Unlike metal machining, plastic molding involves variable factors such as shrinkage, cooling rates, and mold temperature—all of which influence final part dimensions. That’s why tolerance targets must be defined during the design stage, not after production. Mold designers typically apply shrinkage compensation directly into the cavity dimensions, ensuring the finished part contracts to the desired size once it cools.
It’s important to understand that injection molding tolerances are not identical to machining tolerances. Plastics are more sensitive to environmental changes like temperature and humidity, which can alter part dimensions over time. Effective collaboration between the design and tooling teams ensures that tolerance specifications are realistic, functional, and economically achievable. Ultimately, precision is not only a matter of measurement—it’s the outcome of coordinated design and process discipline.
Collaboration and Early Validation
The success of any custom plastic injection molding project depends on how early and effectively the design, tooling, and production teams work together. Too often, these groups operate sequentially—designers finalize parts before involving engineers, and mold makers receive drawings that are already locked in. This fragmented approach leads to costly revisions, longer lead times, and preventable manufacturing errors.
Parallel collaboration changes that dynamic. When mold engineers and manufacturing specialists participate from the earliest design stages, potential issues such as uneven wall thickness, insufficient draft, or complex undercuts can be identified and corrected before tooling begins. Digital tools like Moldflow simulation allow teams to visualize resin flow, pressure distribution, and cooling behavior, giving accurate predictions of how a part will perform in production.

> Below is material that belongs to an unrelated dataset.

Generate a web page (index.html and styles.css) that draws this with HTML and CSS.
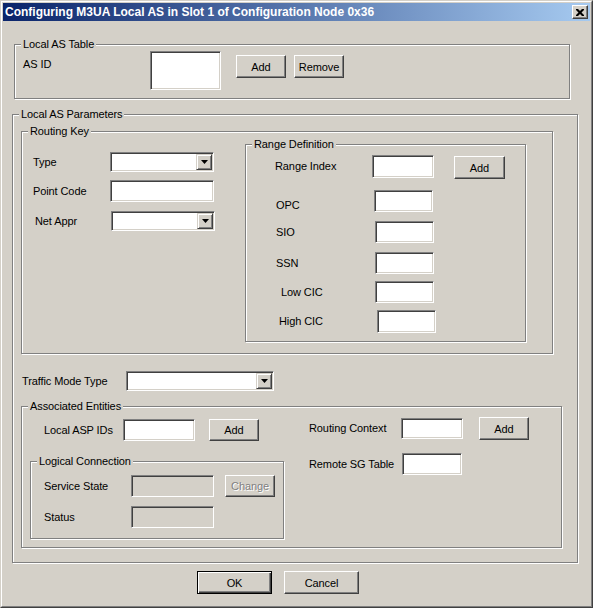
FILE: index.html
```html
<!DOCTYPE html>
<html>
<head>
<meta charset="utf-8">
<link rel="stylesheet" href="styles.css">
</head>
<body>
<div class="window">
  <div class="window-inner">
    <div class="titlebar">
      <span class="title-text">Configuring M3UA Local AS in Slot 1 of Configuration Node 0x36</span>
      <span class="close"><svg width="8" height="7" viewBox="0 0 8 7"><path d="M0 0h2l2 2 2-2h2v1l-2.5 2.5L8 6v1H6L4 5 2 7H0V6l2.5-2.5L0 1z" fill="#000"/></svg></span>
    </div>

    <div class="group g-table">
      <span class="legend">Local AS Table</span>
      <div class="table-row">
        <span class="lbl lbl-asid">AS ID</span>
        <span class="edit e-asid"></span>
        <span class="btn b-add1">Add</span>
        <span class="btn b-remove">Remove</span>
      </div>
    </div>

    <div class="group g-params">
      <span class="legend">Local AS Parameters</span>

      <div class="group g-rk">
        <span class="legend">Routing Key</span>
        <div class="rk-body">
          <div class="rk-left">
            <div class="row r-type">
              <span class="lbl l-type">Type</span>
              <span class="combo c-type"><span class="dd"><svg width="7" height="4" viewBox="0 0 7 4"><path d="M0 0h7L3.5 4z" fill="#000"/></svg></span></span>
            </div>
            <div class="row r-pc">
              <span class="lbl l-type">Point Code</span>
              <span class="edit e-pc"></span>
            </div>
            <div class="row r-na">
              <span class="lbl l-na">Net Appr</span>
              <span class="combo c-type"><span class="dd"><svg width="7" height="4" viewBox="0 0 7 4"><path d="M0 0h7L3.5 4z" fill="#000"/></svg></span></span>
            </div>
          </div>

          <div class="group g-range">
            <span class="legend">Range Definition</span>
            <div class="row r-ri">
              <span class="lbl l-ri">Range Index</span>
              <span class="edit e-ri"></span>
              <span class="btn b-add2">Add</span>
            </div>
            <div class="row r-opc">
              <span class="lbl l-opc">OPC</span>
              <span class="edit e-rg"></span>
            </div>
            <div class="row r-sio">
              <span class="lbl l-sio">SIO</span>
              <span class="edit e-rg"></span>
            </div>
            <div class="row r-ssn">
              <span class="lbl l-sio">SSN</span>
              <span class="edit e-rg"></span>
            </div>
            <div class="row r-low">
              <span class="lbl l-low">Low CIC</span>
              <span class="edit e-rg"></span>
            </div>
            <div class="row r-high">
              <span class="lbl l-high">High CIC</span>
              <span class="edit e-rg e-high"></span>
            </div>
          </div>
        </div>
      </div>

      <div class="row r-traffic">
        <span class="lbl l-traffic">Traffic Mode Type</span>
        <span class="combo c-traffic"><span class="dd"><svg width="7" height="4" viewBox="0 0 7 4"><path d="M0 0h7L3.5 4z" fill="#000"/></svg></span></span>
      </div>

      <div class="group g-assoc">
        <span class="legend">Associated Entities</span>
        <div class="ae-body">
          <div class="ae-left">
            <div class="row r-asp">
              <span class="lbl l-asp">Local ASP IDs</span>
              <span class="edit e-asp"></span>
              <span class="btn b-add3">Add</span>
            </div>
            <div class="group g-logical">
              <span class="legend">Logical Connection</span>
              <div class="row r-ss">
                <span class="lbl l-ss">Service State</span>
                <span class="edit disabled e-ss"></span>
                <span class="btn disabled-btn b-change">Change</span>
              </div>
              <div class="row r-status">
                <span class="lbl l-ss">Status</span>
                <span class="edit disabled e-ss"></span>
              </div>
            </div>
          </div>
          <div class="ae-right">
            <div class="row r-rc">
              <span class="lbl l-rc">Routing Context</span>
              <span class="edit e-rc"></span>
              <span class="btn b-add4">Add</span>
            </div>
            <div class="row r-sg">
              <span class="lbl l-sg">Remote SG Table</span>
              <span class="edit e-sg"></span>
            </div>
          </div>
        </div>
      </div>
    </div>

    <div class="bottom-row">
      <span class="btn default-btn b-ok">OK</span>
      <span class="btn b-cancel">Cancel</span>
    </div>
  </div>
</div>
</body>
</html>
```

FILE: styles.css
```css
html, body {
  margin: 0;
  padding: 0;
  background: #d4d0c8;
}
body {
  font-family: "Liberation Sans", Arial, sans-serif;
  font-size: 11px;
  color: #000;
  letter-spacing: -0.1px;
}
.window {
  width: 593px;
  height: 608px;
  box-sizing: border-box;
  border: 1px solid;
  border-color: #d4d0c8 #404040 #404040 #d4d0c8;
  background: #d4d0c8;
}
.window-inner {
  height: 100%;
  box-sizing: border-box;
  border: 1px solid;
  border-color: #fff #808080 #808080 #fff;
  padding: 1px;
}
.titlebar {
  height: 18px;
  display: flex;
  align-items: center;
  background: linear-gradient(to right, #0a246a, #a6caf0);
  color: #fff;
  font-weight: bold;
  padding-left: 2px;
}
.title-text {
  flex: 1;
  white-space: nowrap;
  font-size: 12px;
  letter-spacing: 0;
}
.close {
  width: 16px;
  height: 14px;
  margin-right: 2px;
  box-sizing: border-box;
  background: #d4d0c8;
  border: 1px solid;
  border-color: #fff #404040 #404040 #fff;
  box-shadow: inset -1px -1px 0 #808080;
  display: flex;
  align-items: center;
  justify-content: center;
}
.close svg { display: block; }

/* group boxes */
.group {
  position: relative;
  box-sizing: border-box;
  border: 1px solid #808080;
  box-shadow: inset 1px 1px 0 #fff, 1px 1px 0 #fff;
}
.legend {
  position: absolute;
  left: 6px;
  top: -8px;
  line-height: 14px;
  padding: 0 2px;
  background: #d4d0c8;
  white-space: nowrap;
}

/* controls */
.lbl {
  display: block;
  line-height: 13px;
  white-space: nowrap;
  flex: none;
}
.edit {
  display: block;
  flex: none;
  box-sizing: border-box;
  background: #fff;
  border: 1px solid;
  border-color: #808080 #fff #fff #808080;
  box-shadow: inset 1px 1px 0 #404040, inset -1px -1px 0 #d4d0c8;
}
.edit.disabled { background: #d4d0c8; }
.combo {
  display: flex;
  flex: none;
  justify-content: flex-end;
  box-sizing: border-box;
  height: 20px;
  padding: 1px;
  background: #fff;
  border: 1px solid;
  border-color: #808080 #fff #fff #808080;
  box-shadow: inset 1px 1px 0 #404040, inset -1px -1px 0 #d4d0c8;
}
.dd {
  width: 16px;
  height: 100%;
  box-sizing: border-box;
  background: #d4d0c8;
  border: 1px solid;
  border-color: #d4d0c8 #404040 #404040 #d4d0c8;
  box-shadow: inset 1px 1px 0 #fff, inset -1px -1px 0 #808080;
  display: flex;
  align-items: center;
  justify-content: center;
}
.dd svg { display: block; }
.btn {
  display: flex;
  flex: none;
  align-items: center;
  justify-content: center;
  box-sizing: border-box;
  width: 50px;
  height: 23px;
  background: #d4d0c8;
  border: 1px solid;
  border-color: #fff #404040 #404040 #fff;
  box-shadow: inset -1px -1px 0 #808080;
  white-space: nowrap;
}
.default-btn {
  border-color: #000;
  box-shadow: inset 1px 1px 0 #fff, inset -1px -1px 0 #404040, inset -2px -2px 0 #808080;
}
.disabled-btn {
  color: #808080;
  text-shadow: 1px 1px 0 #fff;
}
.row {
  display: flex;
  align-items: center;
}

/* Local AS Table */
.g-table {
  margin: 23px 0 0 11px;
  width: 556px;
  height: 55px;
}
.table-row {
  display: flex;
  align-items: flex-start;
  padding-left: 8px;
}
.lbl-asid { margin-top: 13px; width: 127px; }
.e-asid { margin-top: 6px; width: 71px; height: 39px; }
.b-add1 { margin-top: 10px; margin-left: 15px; }
.b-remove { margin-top: 10px; margin-left: 8px; }

/* Local AS Parameters */
.g-params {
  margin: 15px 0 0 9px;
  width: 566px;
  height: 449px;
}
.g-rk {
  margin: 16px 0 0 8px;
  width: 532px;
  height: 223px;
}
.rk-body { display: flex; }
.rk-left { width: 223px; flex: none; }
.r-type { margin-top: 20px; }
.l-type { margin-left: 11px; width: 77px; }
.c-type { width: 104px; }
.r-pc { margin-top: 8px; }
.e-pc { width: 104px; height: 22px; }
.r-na { margin-top: 9px; }
.l-na { margin-left: 13px; width: 76px; }

.g-range {
  margin-top: 12px;
  width: 281px;
  height: 198px;
  flex: none;
}
.r-ri { margin-top: 9px; }
.l-ri { margin-left: 29px; width: 97px; }
.e-ri { width: 62px; height: 23px; }
.b-add2 { margin-left: 20px; width: 51px; margin-top: 2px; }
.e-rg { width: 59px; height: 22px; }
.r-opc { margin-top: 11px; }
.l-opc { margin-left: 30px; width: 98px; margin-top: 8px; }
.r-sio, .r-ssn { margin-top: 9px; }
.l-sio { margin-left: 30px; width: 99px; }
.r-low { margin-top: 7px; }
.l-low { margin-left: 35px; width: 94px; }
.r-high { margin-top: 7px; }
.l-high { margin-left: 33px; width: 98px; }
.e-high { height: 23px; }

.r-traffic { margin: 17px 0 0 9px; }
.l-traffic { width: 104px; }
.c-traffic { width: 148px; }

.g-assoc {
  margin: 15px 0 0 8px;
  width: 541px;
  height: 142px;
}
.ae-body { display: flex; }
.ae-left { width: 287px; flex: none; }
.r-asp { margin-top: 12px; }
.l-asp { margin-left: 22px; width: 79px; }
.e-asp { width: 72px; height: 22px; }
.b-add3 { margin-left: 14px; height: 22px; }
.g-logical {
  margin: 20px 0 0 8px;
  width: 254px;
  height: 78px;
}
.r-ss { margin-top: 13px; }
.l-ss { margin-left: 13px; width: 87px; }
.e-ss { width: 83px; height: 22px; }
.b-change { margin-left: 11px; height: 22px; }
.r-status { margin-top: 9px; }

.r-rc { margin-top: 10px; }
.l-rc { width: 92px; }
.e-rc { width: 62px; height: 21px; }
.b-add4 { margin-left: 16px; }
.r-sg { margin-top: 13px; }
.l-sg { width: 93px; }
.e-sg { width: 60px; height: 22px; }

/* bottom buttons */
.bottom-row {
  display: flex;
  margin: 8px 0 0 194px;
}
.b-ok, .b-cancel { width: 75px; height: 23px; }
.b-cancel { margin-left: 12px; }
```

Early validation through prototype tooling also plays a crucial role. By producing small test batches before committing to full-scale molds, you can assess assembly fit, surface finish, and dimensional accuracy in real-world conditions. The insights gained from this stage often refine both part geometry and material selection.
Successful custom plastic injection molding projects start long before the first mold is built—they begin with collaboration and data-driven validation. When every team contributes from concept to production, the result is efficiency, precision, and lasting quality.
Conclusion
Every detail in a molding design—from wall thickness and draft angles to gate placement and material choice—directly affects manufacturing precision and cost. When these factors are optimized early, defects are minimized, tooling lasts longer, and production runs more efficiently. Shrinkage control, tolerance planning, and cross-team validation ensure that each part meets both functional and aesthetic expectations.
By applying these design principles, you can achieve greater precision, shorter lead times, and longer mold life in any custom plastic injection molding project.